> _Problem_: Gather up every line from the entries below that uses the word "styles".

> _Dataset_:
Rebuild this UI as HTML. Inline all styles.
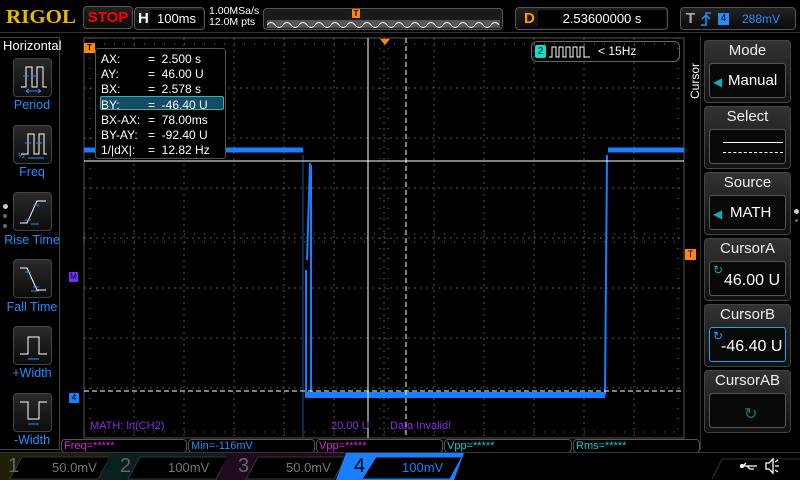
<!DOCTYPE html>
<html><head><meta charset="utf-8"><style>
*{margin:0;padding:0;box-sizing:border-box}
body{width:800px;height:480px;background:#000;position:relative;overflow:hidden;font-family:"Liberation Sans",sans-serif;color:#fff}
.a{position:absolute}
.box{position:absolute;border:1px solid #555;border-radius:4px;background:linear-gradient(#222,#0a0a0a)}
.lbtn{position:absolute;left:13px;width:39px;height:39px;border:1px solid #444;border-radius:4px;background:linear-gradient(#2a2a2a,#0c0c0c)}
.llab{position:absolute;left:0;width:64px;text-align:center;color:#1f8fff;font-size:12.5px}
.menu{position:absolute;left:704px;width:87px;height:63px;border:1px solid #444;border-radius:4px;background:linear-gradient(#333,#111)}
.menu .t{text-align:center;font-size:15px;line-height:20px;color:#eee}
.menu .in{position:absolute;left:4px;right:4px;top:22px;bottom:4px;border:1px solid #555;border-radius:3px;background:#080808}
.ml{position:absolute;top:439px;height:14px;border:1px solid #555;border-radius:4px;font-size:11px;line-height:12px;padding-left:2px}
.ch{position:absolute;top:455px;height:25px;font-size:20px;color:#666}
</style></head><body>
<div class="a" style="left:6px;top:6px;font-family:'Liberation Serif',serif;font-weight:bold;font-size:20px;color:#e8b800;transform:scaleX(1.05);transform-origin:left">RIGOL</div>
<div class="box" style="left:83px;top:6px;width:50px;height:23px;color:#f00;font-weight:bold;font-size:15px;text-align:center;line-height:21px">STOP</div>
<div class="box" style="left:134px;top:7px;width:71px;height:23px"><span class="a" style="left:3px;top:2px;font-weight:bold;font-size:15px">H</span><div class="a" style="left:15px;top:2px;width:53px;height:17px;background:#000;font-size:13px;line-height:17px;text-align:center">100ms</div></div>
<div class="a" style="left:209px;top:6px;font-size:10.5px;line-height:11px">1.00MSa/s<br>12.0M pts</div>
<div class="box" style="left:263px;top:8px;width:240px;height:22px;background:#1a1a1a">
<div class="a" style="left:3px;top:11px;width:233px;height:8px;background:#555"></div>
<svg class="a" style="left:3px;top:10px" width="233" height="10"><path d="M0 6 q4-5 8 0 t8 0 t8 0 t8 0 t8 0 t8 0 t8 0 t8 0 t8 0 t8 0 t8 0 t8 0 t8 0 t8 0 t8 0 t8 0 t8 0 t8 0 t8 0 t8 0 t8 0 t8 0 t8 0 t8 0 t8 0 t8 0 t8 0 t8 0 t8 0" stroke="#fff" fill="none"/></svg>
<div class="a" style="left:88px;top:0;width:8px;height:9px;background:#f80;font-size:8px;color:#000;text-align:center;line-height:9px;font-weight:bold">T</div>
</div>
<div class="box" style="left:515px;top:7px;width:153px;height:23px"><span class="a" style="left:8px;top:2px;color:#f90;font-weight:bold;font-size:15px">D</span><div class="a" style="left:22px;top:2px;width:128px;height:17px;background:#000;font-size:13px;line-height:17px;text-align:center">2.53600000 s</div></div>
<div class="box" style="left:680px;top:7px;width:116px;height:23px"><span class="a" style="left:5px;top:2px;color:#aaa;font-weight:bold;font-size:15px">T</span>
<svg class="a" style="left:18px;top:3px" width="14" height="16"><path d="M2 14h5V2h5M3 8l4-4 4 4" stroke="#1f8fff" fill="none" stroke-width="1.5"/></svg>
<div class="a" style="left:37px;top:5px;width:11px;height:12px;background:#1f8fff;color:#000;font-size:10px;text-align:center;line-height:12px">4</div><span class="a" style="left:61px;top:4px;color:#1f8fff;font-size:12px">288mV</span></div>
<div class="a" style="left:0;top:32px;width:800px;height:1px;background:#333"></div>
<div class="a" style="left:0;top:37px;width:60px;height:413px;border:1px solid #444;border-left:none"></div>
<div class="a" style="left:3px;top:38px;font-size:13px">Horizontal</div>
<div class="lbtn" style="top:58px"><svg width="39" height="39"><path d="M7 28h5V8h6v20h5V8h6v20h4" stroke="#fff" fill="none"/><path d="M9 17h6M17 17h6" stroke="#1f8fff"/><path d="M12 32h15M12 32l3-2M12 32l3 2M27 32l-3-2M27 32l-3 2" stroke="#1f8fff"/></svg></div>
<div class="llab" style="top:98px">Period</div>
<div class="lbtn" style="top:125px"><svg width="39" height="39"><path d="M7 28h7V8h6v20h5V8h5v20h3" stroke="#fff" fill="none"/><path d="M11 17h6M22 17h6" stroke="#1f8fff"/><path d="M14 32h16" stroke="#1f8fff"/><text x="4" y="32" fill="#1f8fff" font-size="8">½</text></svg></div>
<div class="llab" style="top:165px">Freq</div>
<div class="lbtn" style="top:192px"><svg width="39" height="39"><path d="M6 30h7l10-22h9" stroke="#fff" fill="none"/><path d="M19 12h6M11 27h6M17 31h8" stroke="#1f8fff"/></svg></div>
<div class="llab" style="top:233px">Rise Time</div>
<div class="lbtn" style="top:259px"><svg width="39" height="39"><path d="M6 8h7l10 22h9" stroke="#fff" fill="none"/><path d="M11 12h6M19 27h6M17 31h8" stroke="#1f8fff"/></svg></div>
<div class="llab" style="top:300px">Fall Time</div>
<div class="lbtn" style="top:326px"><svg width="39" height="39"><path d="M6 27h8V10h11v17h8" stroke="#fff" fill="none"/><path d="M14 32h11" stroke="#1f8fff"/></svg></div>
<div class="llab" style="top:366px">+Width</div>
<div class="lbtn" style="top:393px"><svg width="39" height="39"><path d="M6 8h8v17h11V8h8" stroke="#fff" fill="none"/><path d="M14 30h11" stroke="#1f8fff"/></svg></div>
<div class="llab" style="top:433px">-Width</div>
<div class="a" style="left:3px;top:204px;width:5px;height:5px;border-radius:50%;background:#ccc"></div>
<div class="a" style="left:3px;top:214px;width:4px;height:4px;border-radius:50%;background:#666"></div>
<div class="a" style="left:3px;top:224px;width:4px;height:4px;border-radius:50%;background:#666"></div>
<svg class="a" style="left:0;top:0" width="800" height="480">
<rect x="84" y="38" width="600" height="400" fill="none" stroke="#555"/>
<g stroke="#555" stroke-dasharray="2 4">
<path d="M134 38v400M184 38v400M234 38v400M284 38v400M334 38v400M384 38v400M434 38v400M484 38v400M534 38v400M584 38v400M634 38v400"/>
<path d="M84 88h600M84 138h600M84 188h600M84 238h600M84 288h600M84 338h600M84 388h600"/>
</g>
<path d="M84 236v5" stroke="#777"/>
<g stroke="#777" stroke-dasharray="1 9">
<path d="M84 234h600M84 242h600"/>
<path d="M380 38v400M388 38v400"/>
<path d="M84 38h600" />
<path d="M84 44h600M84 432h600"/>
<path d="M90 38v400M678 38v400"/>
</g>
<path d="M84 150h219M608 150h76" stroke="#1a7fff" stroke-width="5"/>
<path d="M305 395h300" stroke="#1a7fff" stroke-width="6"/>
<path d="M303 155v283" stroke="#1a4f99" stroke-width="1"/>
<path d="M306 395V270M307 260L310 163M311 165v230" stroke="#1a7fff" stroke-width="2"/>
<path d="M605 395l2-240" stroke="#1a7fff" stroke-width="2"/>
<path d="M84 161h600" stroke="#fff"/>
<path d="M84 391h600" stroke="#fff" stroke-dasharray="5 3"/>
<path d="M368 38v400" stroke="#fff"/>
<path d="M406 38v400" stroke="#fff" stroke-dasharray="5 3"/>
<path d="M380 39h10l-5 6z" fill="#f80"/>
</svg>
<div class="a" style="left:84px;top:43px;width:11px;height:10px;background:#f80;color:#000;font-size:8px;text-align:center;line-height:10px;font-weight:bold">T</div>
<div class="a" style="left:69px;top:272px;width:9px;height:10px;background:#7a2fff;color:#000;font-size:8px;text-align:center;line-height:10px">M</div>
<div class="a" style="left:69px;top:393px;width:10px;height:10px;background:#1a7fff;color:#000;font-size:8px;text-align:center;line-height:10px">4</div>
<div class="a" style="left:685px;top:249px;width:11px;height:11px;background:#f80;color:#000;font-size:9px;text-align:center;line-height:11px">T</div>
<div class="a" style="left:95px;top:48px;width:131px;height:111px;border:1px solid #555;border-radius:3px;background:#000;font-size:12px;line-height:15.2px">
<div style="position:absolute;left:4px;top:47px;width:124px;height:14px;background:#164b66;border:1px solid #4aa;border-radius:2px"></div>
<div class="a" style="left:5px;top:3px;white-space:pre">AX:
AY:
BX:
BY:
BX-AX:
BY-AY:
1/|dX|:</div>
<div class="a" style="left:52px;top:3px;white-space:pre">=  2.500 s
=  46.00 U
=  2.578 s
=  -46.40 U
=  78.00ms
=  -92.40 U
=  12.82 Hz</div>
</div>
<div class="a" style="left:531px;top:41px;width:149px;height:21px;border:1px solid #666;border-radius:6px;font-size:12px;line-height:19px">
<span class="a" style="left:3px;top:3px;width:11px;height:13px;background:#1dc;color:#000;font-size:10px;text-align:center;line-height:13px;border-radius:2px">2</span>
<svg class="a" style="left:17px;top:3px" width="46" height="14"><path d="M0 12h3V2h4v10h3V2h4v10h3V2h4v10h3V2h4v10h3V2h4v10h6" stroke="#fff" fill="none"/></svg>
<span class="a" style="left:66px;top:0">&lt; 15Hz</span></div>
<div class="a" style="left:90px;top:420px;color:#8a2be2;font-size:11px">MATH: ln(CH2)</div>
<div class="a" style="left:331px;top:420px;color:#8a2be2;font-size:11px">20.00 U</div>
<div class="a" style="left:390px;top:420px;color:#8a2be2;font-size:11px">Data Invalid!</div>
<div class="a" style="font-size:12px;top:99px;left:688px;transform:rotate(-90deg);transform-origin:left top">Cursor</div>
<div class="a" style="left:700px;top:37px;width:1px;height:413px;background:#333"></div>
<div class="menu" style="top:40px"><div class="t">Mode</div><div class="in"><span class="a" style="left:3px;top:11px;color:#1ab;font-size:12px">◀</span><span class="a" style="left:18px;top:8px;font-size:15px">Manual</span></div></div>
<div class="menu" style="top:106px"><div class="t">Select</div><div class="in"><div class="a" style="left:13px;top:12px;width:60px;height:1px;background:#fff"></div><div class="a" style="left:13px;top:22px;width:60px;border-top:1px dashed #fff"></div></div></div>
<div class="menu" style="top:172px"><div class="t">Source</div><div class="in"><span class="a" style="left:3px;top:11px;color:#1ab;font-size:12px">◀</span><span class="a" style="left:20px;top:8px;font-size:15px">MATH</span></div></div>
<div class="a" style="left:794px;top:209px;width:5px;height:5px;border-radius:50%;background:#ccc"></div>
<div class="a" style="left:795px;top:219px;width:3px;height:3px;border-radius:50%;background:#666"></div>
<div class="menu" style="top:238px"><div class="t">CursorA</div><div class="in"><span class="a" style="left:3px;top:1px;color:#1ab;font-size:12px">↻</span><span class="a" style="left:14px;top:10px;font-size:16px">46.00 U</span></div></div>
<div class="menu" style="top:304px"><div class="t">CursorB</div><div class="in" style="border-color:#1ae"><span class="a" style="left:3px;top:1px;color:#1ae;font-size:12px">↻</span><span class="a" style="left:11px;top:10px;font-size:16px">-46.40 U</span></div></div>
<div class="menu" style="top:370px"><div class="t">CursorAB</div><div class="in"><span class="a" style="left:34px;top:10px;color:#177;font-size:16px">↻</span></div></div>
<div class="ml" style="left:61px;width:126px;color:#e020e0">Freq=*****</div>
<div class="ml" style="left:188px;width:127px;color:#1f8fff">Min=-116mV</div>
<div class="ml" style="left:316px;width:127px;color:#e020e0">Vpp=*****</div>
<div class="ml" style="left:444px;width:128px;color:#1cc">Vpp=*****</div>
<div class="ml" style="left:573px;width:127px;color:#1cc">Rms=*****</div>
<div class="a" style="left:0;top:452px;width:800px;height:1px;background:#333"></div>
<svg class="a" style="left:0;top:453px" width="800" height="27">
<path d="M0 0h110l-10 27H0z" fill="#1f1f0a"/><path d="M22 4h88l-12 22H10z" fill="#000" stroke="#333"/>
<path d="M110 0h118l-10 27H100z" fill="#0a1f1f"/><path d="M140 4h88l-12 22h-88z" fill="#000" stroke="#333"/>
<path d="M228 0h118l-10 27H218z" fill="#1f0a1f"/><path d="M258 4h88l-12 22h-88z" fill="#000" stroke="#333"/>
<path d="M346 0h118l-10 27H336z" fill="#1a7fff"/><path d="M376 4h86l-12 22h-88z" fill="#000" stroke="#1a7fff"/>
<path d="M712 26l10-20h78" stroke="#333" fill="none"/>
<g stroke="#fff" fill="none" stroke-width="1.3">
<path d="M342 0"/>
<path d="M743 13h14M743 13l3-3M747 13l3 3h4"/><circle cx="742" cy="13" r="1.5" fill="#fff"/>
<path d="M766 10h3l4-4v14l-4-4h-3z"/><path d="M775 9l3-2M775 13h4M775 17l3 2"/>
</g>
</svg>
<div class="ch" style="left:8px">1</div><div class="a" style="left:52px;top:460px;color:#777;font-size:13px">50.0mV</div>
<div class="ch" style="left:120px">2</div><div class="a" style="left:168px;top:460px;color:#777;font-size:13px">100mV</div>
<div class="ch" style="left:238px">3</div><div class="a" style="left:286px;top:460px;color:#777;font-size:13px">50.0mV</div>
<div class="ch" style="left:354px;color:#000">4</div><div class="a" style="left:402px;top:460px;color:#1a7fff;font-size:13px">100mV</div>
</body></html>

...

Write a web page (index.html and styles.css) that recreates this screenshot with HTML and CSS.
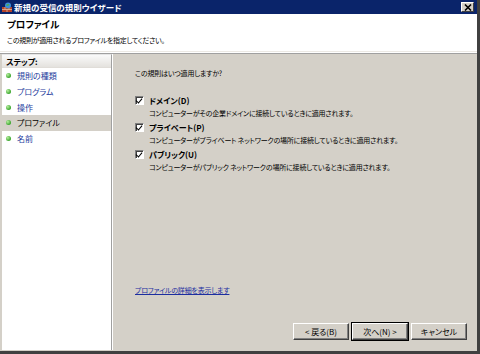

> _Response_:
Rebuild this UI as HTML. Inline all styles.
Write a web page (index.html and styles.css) that recreates this screenshot with HTML and CSS.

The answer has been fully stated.